Data section:
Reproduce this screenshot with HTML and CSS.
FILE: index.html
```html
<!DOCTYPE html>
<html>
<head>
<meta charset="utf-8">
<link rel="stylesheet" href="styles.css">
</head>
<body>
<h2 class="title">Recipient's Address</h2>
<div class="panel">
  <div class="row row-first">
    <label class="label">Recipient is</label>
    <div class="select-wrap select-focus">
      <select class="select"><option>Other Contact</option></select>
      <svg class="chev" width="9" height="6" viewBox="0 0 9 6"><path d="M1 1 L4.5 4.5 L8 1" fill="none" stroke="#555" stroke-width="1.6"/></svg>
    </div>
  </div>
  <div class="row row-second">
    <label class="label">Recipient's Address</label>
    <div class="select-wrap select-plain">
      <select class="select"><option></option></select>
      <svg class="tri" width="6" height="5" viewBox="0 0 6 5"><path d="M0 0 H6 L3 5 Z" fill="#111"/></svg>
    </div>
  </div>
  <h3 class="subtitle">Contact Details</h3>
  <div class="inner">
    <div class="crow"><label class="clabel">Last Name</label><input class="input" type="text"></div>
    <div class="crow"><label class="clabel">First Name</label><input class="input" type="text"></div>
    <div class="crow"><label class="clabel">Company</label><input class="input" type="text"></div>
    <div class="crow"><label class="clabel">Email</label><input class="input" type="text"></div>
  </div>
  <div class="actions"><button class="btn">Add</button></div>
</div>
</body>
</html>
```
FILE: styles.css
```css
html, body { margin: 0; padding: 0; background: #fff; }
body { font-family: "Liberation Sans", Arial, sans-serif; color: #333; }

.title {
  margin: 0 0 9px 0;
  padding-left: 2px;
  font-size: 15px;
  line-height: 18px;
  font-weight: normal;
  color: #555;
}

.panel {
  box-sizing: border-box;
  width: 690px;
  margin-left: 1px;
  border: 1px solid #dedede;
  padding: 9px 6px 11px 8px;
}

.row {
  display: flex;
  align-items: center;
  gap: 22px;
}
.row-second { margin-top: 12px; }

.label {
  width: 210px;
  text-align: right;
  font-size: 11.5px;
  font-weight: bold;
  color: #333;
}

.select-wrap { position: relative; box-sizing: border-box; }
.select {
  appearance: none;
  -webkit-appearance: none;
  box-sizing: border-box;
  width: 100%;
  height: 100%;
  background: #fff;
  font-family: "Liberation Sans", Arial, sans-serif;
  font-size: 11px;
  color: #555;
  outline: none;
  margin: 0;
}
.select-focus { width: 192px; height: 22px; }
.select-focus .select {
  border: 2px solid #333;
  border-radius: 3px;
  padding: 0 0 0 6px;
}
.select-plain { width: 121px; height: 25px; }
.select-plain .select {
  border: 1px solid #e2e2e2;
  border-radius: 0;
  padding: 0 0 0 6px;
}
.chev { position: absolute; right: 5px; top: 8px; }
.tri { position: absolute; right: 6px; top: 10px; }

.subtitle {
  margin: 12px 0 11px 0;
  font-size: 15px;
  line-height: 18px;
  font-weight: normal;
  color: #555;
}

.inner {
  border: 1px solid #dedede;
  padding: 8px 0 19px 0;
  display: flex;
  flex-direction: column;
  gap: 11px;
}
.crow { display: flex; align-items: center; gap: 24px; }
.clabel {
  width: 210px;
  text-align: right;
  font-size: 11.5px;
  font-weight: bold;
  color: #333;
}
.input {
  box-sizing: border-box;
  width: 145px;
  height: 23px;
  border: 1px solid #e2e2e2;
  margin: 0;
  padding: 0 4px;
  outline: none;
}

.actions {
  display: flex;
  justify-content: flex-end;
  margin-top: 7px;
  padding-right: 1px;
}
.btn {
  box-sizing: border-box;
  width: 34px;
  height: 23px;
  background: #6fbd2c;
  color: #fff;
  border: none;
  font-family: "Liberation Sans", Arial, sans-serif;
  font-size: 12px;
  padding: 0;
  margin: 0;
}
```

---

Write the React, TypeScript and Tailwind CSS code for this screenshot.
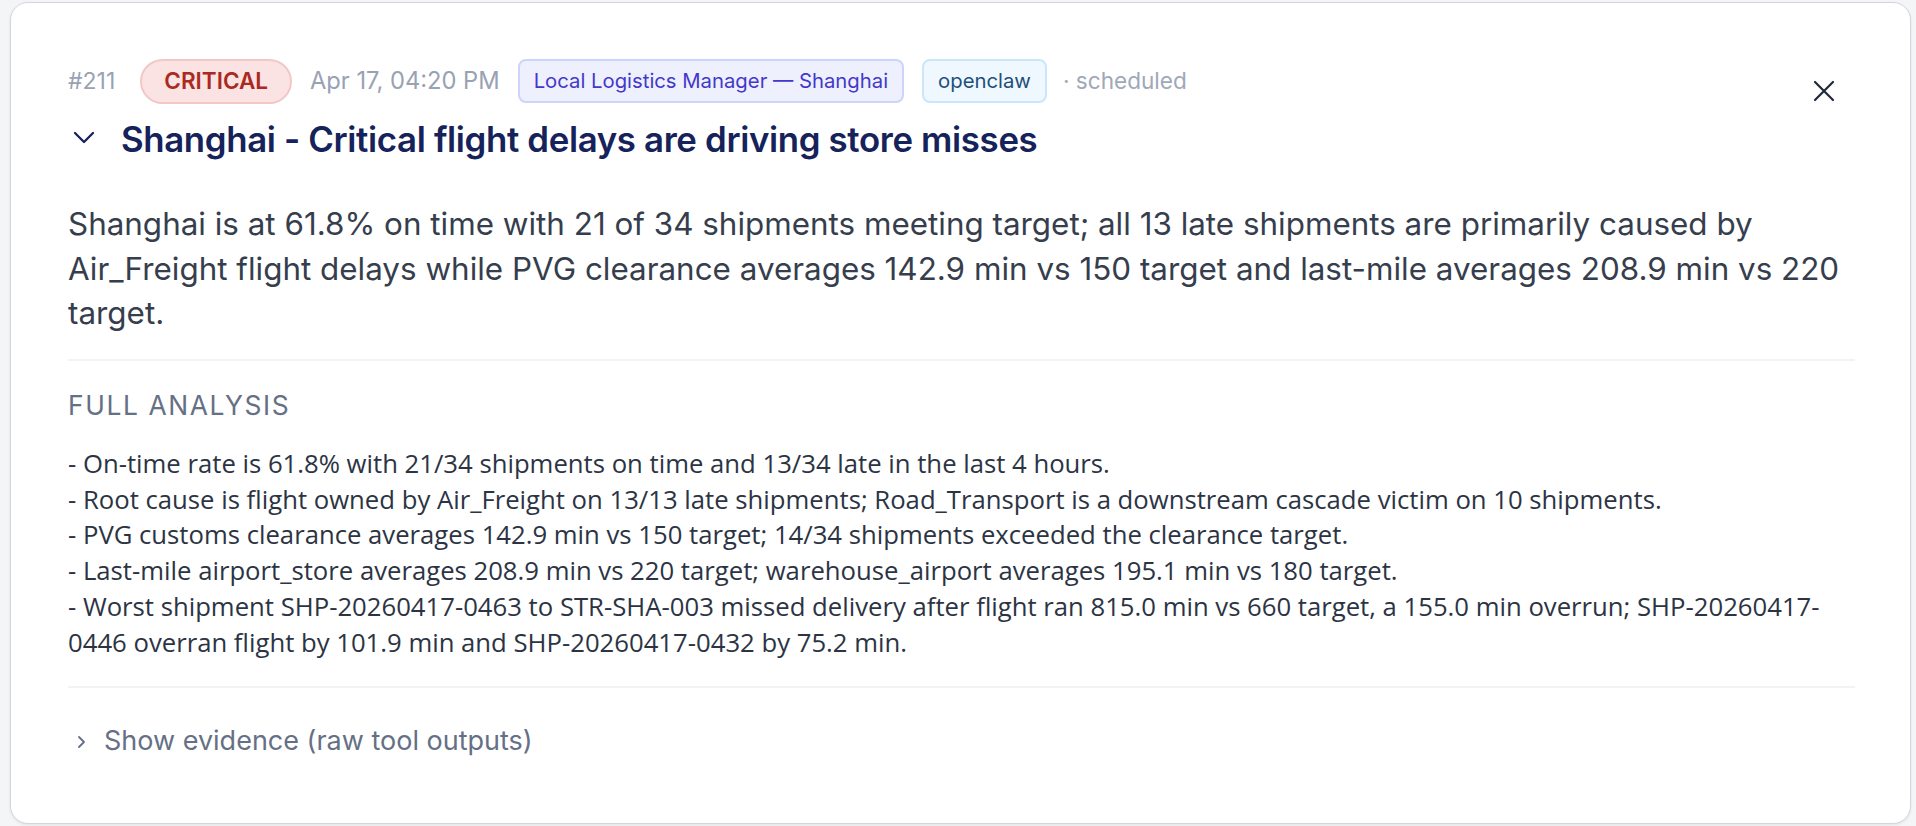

Short task: In the listing, find every line containing the word "screenshot" and list it.

Solution to the problem:
Reproduce this screenshot with HTML and CSS.
Write the React, TypeScript and Tailwind CSS code for this screenshot.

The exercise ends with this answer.